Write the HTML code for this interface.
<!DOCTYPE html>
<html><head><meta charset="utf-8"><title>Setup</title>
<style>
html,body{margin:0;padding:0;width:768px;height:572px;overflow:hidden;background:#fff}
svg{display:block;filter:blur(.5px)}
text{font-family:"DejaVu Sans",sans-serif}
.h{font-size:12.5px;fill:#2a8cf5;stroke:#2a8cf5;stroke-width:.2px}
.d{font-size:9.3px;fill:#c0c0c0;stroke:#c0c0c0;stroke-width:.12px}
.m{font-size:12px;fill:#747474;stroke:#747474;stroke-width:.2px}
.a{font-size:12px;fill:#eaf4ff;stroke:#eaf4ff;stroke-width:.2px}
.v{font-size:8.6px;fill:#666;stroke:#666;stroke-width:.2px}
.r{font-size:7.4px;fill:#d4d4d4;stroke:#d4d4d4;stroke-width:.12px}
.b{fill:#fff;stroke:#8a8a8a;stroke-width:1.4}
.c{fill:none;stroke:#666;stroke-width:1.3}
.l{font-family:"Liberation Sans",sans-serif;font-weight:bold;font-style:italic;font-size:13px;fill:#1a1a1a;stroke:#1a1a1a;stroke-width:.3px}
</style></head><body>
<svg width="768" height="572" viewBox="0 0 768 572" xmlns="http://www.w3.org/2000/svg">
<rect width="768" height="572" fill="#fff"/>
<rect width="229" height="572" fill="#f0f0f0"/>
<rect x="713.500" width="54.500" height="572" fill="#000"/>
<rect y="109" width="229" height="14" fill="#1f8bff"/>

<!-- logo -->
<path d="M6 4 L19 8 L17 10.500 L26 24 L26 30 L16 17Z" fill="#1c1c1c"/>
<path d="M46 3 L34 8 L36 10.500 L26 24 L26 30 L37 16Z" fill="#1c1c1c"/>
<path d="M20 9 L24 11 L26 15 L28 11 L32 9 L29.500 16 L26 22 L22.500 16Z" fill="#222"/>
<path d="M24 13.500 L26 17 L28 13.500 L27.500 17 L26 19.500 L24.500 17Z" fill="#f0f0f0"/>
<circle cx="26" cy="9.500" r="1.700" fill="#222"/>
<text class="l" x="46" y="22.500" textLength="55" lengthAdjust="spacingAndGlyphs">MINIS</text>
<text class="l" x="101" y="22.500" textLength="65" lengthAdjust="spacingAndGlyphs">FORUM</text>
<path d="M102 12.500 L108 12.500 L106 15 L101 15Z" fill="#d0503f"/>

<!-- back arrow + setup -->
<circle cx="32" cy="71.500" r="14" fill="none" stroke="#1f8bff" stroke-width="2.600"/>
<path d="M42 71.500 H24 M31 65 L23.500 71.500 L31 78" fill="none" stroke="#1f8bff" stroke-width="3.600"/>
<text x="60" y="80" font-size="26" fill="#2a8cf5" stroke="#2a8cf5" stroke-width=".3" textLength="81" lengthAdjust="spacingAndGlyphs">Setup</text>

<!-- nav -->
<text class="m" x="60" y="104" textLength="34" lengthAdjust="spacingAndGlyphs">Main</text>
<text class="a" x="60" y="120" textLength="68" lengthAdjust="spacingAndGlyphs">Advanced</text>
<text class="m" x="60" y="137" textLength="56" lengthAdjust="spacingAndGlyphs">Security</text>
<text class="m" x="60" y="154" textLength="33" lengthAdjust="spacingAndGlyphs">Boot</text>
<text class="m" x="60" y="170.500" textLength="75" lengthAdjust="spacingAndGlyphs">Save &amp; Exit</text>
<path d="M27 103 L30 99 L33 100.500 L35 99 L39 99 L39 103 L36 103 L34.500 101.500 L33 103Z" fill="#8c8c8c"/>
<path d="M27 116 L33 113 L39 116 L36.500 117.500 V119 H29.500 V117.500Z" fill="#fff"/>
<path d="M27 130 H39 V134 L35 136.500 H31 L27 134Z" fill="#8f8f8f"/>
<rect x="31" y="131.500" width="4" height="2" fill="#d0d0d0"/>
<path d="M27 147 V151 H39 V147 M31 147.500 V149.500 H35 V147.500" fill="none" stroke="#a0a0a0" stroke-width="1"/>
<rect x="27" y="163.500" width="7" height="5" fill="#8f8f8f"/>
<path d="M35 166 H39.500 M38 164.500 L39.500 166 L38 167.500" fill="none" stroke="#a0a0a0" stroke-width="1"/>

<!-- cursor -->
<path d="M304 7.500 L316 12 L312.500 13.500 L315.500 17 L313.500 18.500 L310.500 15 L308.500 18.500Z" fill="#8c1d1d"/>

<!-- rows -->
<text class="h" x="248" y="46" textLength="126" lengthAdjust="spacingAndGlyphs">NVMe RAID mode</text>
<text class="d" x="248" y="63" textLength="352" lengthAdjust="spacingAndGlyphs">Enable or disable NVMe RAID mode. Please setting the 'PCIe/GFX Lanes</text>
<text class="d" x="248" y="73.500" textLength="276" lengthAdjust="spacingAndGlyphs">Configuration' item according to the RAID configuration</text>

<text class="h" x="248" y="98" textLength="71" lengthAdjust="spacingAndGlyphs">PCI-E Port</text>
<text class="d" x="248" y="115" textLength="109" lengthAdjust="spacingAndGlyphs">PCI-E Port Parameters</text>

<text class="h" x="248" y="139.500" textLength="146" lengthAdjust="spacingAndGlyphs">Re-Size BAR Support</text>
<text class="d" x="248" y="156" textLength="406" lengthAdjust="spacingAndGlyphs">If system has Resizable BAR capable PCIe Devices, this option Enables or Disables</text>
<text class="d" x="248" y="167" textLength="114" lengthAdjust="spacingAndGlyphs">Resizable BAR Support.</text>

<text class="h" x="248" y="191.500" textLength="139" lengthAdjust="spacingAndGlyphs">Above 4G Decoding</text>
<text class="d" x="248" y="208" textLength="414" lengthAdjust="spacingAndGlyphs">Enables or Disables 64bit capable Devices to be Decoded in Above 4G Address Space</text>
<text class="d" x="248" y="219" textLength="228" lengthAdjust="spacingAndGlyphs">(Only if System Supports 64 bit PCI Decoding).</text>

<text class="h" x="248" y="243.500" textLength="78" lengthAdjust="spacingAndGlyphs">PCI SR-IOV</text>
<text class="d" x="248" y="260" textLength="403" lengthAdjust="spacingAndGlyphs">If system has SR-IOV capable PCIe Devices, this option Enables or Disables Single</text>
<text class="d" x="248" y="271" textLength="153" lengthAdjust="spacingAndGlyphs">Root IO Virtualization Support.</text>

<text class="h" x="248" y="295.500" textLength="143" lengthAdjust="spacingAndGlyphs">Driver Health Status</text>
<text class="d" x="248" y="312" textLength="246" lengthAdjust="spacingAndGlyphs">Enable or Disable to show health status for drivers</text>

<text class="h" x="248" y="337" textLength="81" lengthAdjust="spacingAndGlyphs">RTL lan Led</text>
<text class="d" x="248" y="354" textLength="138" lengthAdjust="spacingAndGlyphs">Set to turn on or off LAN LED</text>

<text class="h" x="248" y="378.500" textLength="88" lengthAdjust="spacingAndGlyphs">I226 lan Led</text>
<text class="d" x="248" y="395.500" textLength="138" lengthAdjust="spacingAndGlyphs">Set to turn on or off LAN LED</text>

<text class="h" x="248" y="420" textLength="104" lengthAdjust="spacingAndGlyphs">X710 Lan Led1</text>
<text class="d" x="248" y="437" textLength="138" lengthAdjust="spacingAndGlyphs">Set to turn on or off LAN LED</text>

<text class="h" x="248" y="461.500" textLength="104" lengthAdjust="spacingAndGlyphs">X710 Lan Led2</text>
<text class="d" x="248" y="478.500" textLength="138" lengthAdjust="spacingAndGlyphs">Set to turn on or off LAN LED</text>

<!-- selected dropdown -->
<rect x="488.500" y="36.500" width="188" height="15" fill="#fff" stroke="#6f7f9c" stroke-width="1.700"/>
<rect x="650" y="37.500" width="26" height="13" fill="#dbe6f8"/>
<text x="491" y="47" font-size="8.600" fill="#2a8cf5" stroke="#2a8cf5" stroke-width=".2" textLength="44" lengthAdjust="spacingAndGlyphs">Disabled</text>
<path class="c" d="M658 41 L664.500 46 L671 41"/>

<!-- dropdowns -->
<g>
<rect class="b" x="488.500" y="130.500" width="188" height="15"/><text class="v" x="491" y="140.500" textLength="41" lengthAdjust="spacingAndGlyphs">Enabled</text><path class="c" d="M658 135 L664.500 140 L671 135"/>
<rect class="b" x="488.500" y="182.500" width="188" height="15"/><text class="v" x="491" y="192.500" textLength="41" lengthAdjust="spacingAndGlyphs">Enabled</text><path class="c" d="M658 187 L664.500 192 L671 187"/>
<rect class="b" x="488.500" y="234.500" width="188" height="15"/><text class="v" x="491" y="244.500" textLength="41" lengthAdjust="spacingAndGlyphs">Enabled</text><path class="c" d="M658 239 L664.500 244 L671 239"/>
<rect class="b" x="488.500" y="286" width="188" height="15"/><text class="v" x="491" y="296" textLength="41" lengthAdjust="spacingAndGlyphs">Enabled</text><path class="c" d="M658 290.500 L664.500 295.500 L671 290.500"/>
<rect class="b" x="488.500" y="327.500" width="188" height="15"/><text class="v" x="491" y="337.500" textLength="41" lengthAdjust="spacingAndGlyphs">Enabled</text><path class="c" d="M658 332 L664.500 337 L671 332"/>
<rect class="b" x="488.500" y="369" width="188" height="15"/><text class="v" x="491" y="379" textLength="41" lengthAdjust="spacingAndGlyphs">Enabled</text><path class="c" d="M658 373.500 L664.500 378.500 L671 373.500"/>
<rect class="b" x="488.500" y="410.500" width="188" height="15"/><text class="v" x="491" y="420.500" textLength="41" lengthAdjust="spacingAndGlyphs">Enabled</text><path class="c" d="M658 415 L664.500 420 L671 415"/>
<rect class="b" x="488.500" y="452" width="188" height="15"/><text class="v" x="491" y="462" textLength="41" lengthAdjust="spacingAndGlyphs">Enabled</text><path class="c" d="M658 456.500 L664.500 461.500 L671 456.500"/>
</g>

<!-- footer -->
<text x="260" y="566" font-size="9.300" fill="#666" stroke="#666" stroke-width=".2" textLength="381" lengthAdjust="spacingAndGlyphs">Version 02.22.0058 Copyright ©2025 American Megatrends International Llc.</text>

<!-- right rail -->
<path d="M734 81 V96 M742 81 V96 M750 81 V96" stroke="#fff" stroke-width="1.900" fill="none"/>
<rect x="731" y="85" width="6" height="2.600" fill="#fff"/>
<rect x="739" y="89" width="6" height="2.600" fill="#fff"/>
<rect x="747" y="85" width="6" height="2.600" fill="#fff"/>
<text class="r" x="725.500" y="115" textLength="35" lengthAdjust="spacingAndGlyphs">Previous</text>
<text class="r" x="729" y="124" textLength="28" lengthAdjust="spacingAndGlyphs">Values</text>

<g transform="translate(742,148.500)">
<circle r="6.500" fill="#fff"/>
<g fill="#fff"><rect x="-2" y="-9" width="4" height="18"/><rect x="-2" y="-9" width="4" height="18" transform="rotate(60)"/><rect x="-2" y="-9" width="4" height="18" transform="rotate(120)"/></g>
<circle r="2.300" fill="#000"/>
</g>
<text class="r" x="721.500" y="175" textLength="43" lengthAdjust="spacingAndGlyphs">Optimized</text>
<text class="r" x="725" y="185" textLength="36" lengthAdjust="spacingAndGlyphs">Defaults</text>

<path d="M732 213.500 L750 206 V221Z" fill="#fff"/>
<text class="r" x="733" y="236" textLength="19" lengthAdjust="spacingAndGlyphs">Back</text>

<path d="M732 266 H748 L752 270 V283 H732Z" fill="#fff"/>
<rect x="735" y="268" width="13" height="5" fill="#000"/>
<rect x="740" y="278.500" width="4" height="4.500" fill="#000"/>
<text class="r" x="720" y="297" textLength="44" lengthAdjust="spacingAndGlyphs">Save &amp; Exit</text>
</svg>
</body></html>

• YOUR OBJECTIVE: Pull every line containing "this" from the data.

• FINAL ANSWER:
Write the HTML code for this interface.
<text class="d" x="248" y="156" textLength="406" lengthAdjust="spacingAndGlyphs">If system has Resizable BAR capable PCIe Devices, this option Enables or Disables</text>
<text class="d" x="248" y="260" textLength="403" lengthAdjust="spacingAndGlyphs">If system has SR-IOV capable PCIe Devices, this option Enables or Disables Single</text>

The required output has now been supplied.